* [Stated problem] Restate the listing that follows word for word, without its pictures.

◆ ◆ ◆ ◆ ◆

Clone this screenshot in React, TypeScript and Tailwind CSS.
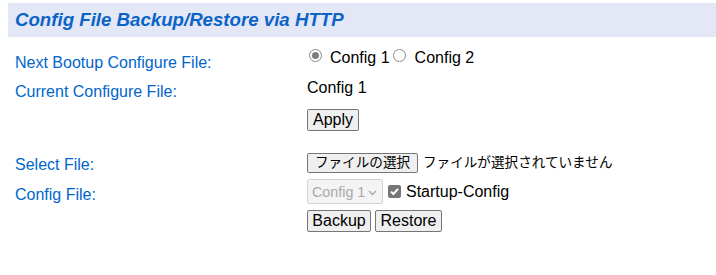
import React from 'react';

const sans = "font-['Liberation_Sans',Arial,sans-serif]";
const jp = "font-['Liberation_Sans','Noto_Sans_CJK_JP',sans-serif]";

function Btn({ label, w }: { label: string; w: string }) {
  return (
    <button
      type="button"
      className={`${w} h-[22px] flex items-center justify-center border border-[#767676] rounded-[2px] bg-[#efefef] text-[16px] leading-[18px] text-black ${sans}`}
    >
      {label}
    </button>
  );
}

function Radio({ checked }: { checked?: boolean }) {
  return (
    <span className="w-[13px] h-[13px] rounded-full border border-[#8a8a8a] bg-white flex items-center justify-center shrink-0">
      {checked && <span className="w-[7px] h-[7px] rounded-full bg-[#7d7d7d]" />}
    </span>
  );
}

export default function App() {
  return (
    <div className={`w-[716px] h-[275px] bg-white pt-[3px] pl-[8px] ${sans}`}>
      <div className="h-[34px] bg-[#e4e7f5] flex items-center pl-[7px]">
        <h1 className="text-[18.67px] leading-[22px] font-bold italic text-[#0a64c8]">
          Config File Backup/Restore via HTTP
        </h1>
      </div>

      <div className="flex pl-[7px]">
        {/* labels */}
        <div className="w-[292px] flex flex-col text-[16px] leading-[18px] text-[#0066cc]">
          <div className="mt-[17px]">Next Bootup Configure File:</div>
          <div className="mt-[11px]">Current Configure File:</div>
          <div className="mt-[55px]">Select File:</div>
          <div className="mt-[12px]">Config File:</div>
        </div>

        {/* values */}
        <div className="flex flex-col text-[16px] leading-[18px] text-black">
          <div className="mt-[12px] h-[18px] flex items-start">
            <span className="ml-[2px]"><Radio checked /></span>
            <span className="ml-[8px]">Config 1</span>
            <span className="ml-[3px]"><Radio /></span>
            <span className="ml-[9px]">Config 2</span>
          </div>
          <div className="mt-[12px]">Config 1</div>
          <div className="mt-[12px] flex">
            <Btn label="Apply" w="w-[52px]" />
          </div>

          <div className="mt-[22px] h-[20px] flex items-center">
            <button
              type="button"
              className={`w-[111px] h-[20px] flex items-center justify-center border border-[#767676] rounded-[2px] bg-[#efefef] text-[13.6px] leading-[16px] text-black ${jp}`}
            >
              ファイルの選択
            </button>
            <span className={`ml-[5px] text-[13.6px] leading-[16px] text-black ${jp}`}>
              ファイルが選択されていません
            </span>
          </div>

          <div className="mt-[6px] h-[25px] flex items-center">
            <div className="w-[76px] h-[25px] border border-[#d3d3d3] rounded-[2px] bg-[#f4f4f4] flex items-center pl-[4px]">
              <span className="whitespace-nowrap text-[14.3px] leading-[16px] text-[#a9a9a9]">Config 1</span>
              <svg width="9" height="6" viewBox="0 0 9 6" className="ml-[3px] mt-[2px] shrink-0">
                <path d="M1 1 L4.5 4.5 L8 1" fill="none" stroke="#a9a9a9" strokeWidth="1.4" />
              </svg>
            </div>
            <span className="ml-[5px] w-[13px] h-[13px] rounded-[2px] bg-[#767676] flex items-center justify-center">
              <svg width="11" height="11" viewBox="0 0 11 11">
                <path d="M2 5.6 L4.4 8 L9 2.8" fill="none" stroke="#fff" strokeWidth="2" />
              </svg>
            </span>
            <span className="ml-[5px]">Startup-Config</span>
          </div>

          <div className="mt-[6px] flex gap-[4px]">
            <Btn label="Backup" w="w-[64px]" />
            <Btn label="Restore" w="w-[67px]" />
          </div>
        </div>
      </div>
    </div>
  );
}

◆ ◆ ◆ ◆ ◆

* [Full output]
Clone this screenshot in React, TypeScript and Tailwind CSS.
import React from 'react';

const sans = "font-['Liberation_Sans',Arial,sans-serif]";
const jp = "font-['Liberation_Sans','Noto_Sans_CJK_JP',sans-serif]";

function Btn({ label, w }: { label: string; w: string }) {
  return (
    <button
      type="button"
      className={`${w} h-[22px] flex items-center justify-center border border-[#767676] rounded-[2px] bg-[#efefef] text-[16px] leading-[18px] text-black ${sans}`}
    >
      {label}
    </button>
  );
}

function Radio({ checked }: { checked?: boolean }) {
  return (
    <span className="w-[13px] h-[13px] rounded-full border border-[#8a8a8a] bg-white flex items-center justify-center shrink-0">
      {checked && <span className="w-[7px] h-[7px] rounded-full bg-[#7d7d7d]" />}
    </span>
  );
}

export default function App() {
  return (
    <div className={`w-[716px] h-[275px] bg-white pt-[3px] pl-[8px] ${sans}`}>
      <div className="h-[34px] bg-[#e4e7f5] flex items-center pl-[7px]">
        <h1 className="text-[18.67px] leading-[22px] font-bold italic text-[#0a64c8]">
          Config File Backup/Restore via HTTP
        </h1>
      </div>

      <div className="flex pl-[7px]">
        {/* labels */}
        <div className="w-[292px] flex flex-col text-[16px] leading-[18px] text-[#0066cc]">
          <div className="mt-[17px]">Next Bootup Configure File:</div>
          <div className="mt-[11px]">Current Configure File:</div>
          <div className="mt-[55px]">Select File:</div>
          <div className="mt-[12px]">Config File:</div>
        </div>

        {/* values */}
        <div className="flex flex-col text-[16px] leading-[18px] text-black">
          <div className="mt-[12px] h-[18px] flex items-start">
            <span className="ml-[2px]"><Radio checked /></span>
            <span className="ml-[8px]">Config 1</span>
            <span className="ml-[3px]"><Radio /></span>
            <span className="ml-[9px]">Config 2</span>
          </div>
          <div className="mt-[12px]">Config 1</div>
          <div className="mt-[12px] flex">
            <Btn label="Apply" w="w-[52px]" />
          </div>

          <div className="mt-[22px] h-[20px] flex items-center">
            <button
              type="button"
              className={`w-[111px] h-[20px] flex items-center justify-center border border-[#767676] rounded-[2px] bg-[#efefef] text-[13.6px] leading-[16px] text-black ${jp}`}
            >
              ファイルの選択
            </button>
            <span className={`ml-[5px] text-[13.6px] leading-[16px] text-black ${jp}`}>
              ファイルが選択されていません
            </span>
          </div>

          <div className="mt-[6px] h-[25px] flex items-center">
            <div className="w-[76px] h-[25px] border border-[#d3d3d3] rounded-[2px] bg-[#f4f4f4] flex items-center pl-[4px]">
              <span className="whitespace-nowrap text-[14.3px] leading-[16px] text-[#a9a9a9]">Config 1</span>
              <svg width="9" height="6" viewBox="0 0 9 6" className="ml-[3px] mt-[2px] shrink-0">
                <path d="M1 1 L4.5 4.5 L8 1" fill="none" stroke="#a9a9a9" strokeWidth="1.4" />
              </svg>
            </div>
            <span className="ml-[5px] w-[13px] h-[13px] rounded-[2px] bg-[#767676] flex items-center justify-center">
              <svg width="11" height="11" viewBox="0 0 11 11">
                <path d="M2 5.6 L4.4 8 L9 2.8" fill="none" stroke="#fff" strokeWidth="2" />
              </svg>
            </span>
            <span className="ml-[5px]">Startup-Config</span>
          </div>

          <div className="mt-[6px] flex gap-[4px]">
            <Btn label="Backup" w="w-[64px]" />
            <Btn label="Restore" w="w-[67px]" />
          </div>
        </div>
      </div>
    </div>
  );
}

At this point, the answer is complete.